- [SHORT EXERCISE]: Copy the data below exactly, omitting any picture it contains.

====== PROVIDED MATERIAL

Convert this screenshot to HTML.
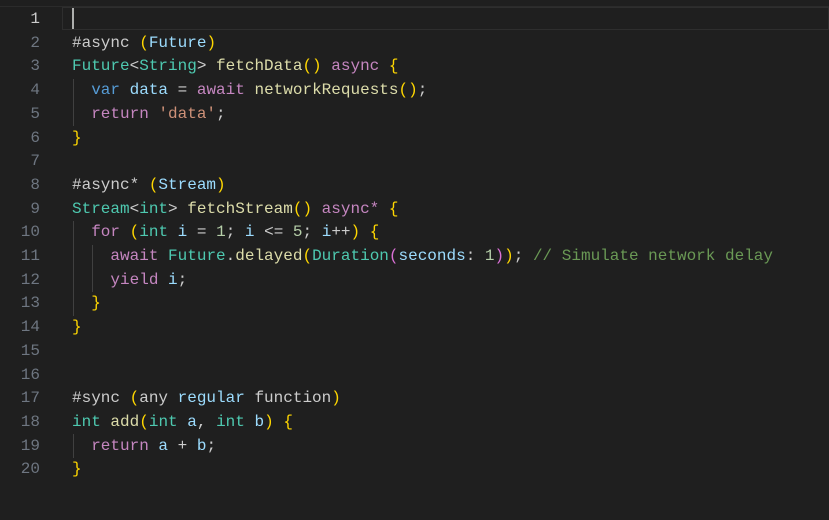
<!DOCTYPE html>
<html><head><meta charset="utf-8"><style>
body{margin:0;width:829px;height:520px;background:#1f1f1f;overflow:hidden;font-family:"Liberation Mono",monospace;font-size:16px;}
.top{position:absolute;left:0;top:0;width:829px;height:6px;border-bottom:1px solid #2b2b2b;}
.cur{position:absolute;left:62px;top:7px;width:767px;height:23px;border:1px solid #2e2e2e;box-sizing:border-box;}
.caret{position:absolute;left:72px;top:8px;width:2px;height:21px;background:#aeafad;}
.ln{position:absolute;left:0;top:8px;width:40px;text-align:right;color:#6e7681;line-height:23.7px;}
.code{position:absolute;left:72px;top:8px;color:#cccccc;line-height:23.7px;white-space:pre;}
.g{position:absolute;width:1px;background:#404040;}
.k{color:#c586c0}.b{color:#569cd6}.v{color:#9cdcfe}.t{color:#4ec9b0}.f{color:#dcdcaa}.s{color:#ce9178}.n{color:#b5cea8}.c{color:#6a9955}
.y{color:#ffd700}.p{color:#da70d6}.q{color:#179fff}
</style></head><body>
<div class="top"></div><div class="cur"></div><div class="caret"></div>
<div class="g" style="left:73px;top:79px;height:47px"></div>
<div class="g" style="left:73px;top:221px;height:95px"></div>
<div class="g" style="left:92px;top:245px;height:47px"></div>
<div class="g" style="left:73px;top:434px;height:24px"></div>
<div class="ln"><span style="color:#cccccc">1</span><br>2<br>3<br>4<br>5<br>6<br>7<br>8<br>9<br>10<br>11<br>12<br>13<br>14<br>15<br>16<br>17<br>18<br>19<br>20</div>
<div class="code"> 
#async <span class="y">(</span><span class="v">Future</span><span class="y">)</span>
<span class="t">Future</span>&lt;<span class="t">String</span>&gt; <span class="f">fetchData</span><span class="y">()</span> <span class="k">async</span> <span class="y">{</span>
  <span class="b">var</span> <span class="v">data</span> = <span class="k">await</span> <span class="f">networkRequests</span><span class="y">()</span>;
  <span class="k">return</span> <span class="s">'data'</span>;
<span class="y">}</span>

#async* <span class="y">(</span><span class="v">Stream</span><span class="y">)</span>
<span class="t">Stream</span>&lt;<span class="t">int</span>&gt; <span class="f">fetchStream</span><span class="y">()</span> <span class="k">async*</span> <span class="y">{</span>
  <span class="k">for</span> <span class="y">(</span><span class="t">int</span> <span class="v">i</span> = <span class="n">1</span>; <span class="v">i</span> &lt;= <span class="n">5</span>; <span class="v">i</span>++<span class="y">)</span> <span class="y">{</span>
    <span class="k">await</span> <span class="t">Future</span>.<span class="f">delayed</span><span class="y">(</span><span class="t">Duration</span><span class="p">(</span><span class="v">seconds</span>: <span class="n">1</span><span class="p">)</span><span class="y">)</span>; <span class="c">// Simulate network delay</span>
    <span class="k">yield</span> <span class="v">i</span>;
  <span class="y">}</span>
<span class="y">}</span>


#sync <span class="y">(</span>any <span class="v">regular</span> function<span class="y">)</span>
<span class="t">int</span> <span class="f">add</span><span class="y">(</span><span class="t">int</span> <span class="v">a</span>, <span class="t">int</span> <span class="v">b</span><span class="y">)</span> <span class="y">{</span>
  <span class="k">return</span> <span class="v">a</span> + <span class="v">b</span>;
<span class="y">}</span></div>
</body></html>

============

- [SOLUTION FOR THIS PROBLEM]:
Convert this screenshot to HTML.
<!DOCTYPE html>
<html><head><meta charset="utf-8"><style>
body{margin:0;width:829px;height:520px;background:#1f1f1f;overflow:hidden;font-family:"Liberation Mono",monospace;font-size:16px;}
.top{position:absolute;left:0;top:0;width:829px;height:6px;border-bottom:1px solid #2b2b2b;}
.cur{position:absolute;left:62px;top:7px;width:767px;height:23px;border:1px solid #2e2e2e;box-sizing:border-box;}
.caret{position:absolute;left:72px;top:8px;width:2px;height:21px;background:#aeafad;}
.ln{position:absolute;left:0;top:8px;width:40px;text-align:right;color:#6e7681;line-height:23.7px;}
.code{position:absolute;left:72px;top:8px;color:#cccccc;line-height:23.7px;white-space:pre;}
.g{position:absolute;width:1px;background:#404040;}
.k{color:#c586c0}.b{color:#569cd6}.v{color:#9cdcfe}.t{color:#4ec9b0}.f{color:#dcdcaa}.s{color:#ce9178}.n{color:#b5cea8}.c{color:#6a9955}
.y{color:#ffd700}.p{color:#da70d6}.q{color:#179fff}
</style></head><body>
<div class="top"></div><div class="cur"></div><div class="caret"></div>
<div class="g" style="left:73px;top:79px;height:47px"></div>
<div class="g" style="left:73px;top:221px;height:95px"></div>
<div class="g" style="left:92px;top:245px;height:47px"></div>
<div class="g" style="left:73px;top:434px;height:24px"></div>
<div class="ln"><span style="color:#cccccc">1</span><br>2<br>3<br>4<br>5<br>6<br>7<br>8<br>9<br>10<br>11<br>12<br>13<br>14<br>15<br>16<br>17<br>18<br>19<br>20</div>
<div class="code"> 
#async <span class="y">(</span><span class="v">Future</span><span class="y">)</span>
<span class="t">Future</span>&lt;<span class="t">String</span>&gt; <span class="f">fetchData</span><span class="y">()</span> <span class="k">async</span> <span class="y">{</span>
  <span class="b">var</span> <span class="v">data</span> = <span class="k">await</span> <span class="f">networkRequests</span><span class="y">()</span>;
  <span class="k">return</span> <span class="s">'data'</span>;
<span class="y">}</span>

#async* <span class="y">(</span><span class="v">Stream</span><span class="y">)</span>
<span class="t">Stream</span>&lt;<span class="t">int</span>&gt; <span class="f">fetchStream</span><span class="y">()</span> <span class="k">async*</span> <span class="y">{</span>
  <span class="k">for</span> <span class="y">(</span><span class="t">int</span> <span class="v">i</span> = <span class="n">1</span>; <span class="v">i</span> &lt;= <span class="n">5</span>; <span class="v">i</span>++<span class="y">)</span> <span class="y">{</span>
    <span class="k">await</span> <span class="t">Future</span>.<span class="f">delayed</span><span class="y">(</span><span class="t">Duration</span><span class="p">(</span><span class="v">seconds</span>: <span class="n">1</span><span class="p">)</span><span class="y">)</span>; <span class="c">// Simulate network delay</span>
    <span class="k">yield</span> <span class="v">i</span>;
  <span class="y">}</span>
<span class="y">}</span>


#sync <span class="y">(</span>any <span class="v">regular</span> function<span class="y">)</span>
<span class="t">int</span> <span class="f">add</span><span class="y">(</span><span class="t">int</span> <span class="v">a</span>, <span class="t">int</span> <span class="v">b</span><span class="y">)</span> <span class="y">{</span>
  <span class="k">return</span> <span class="v">a</span> + <span class="v">b</span>;
<span class="y">}</span></div>
</body></html>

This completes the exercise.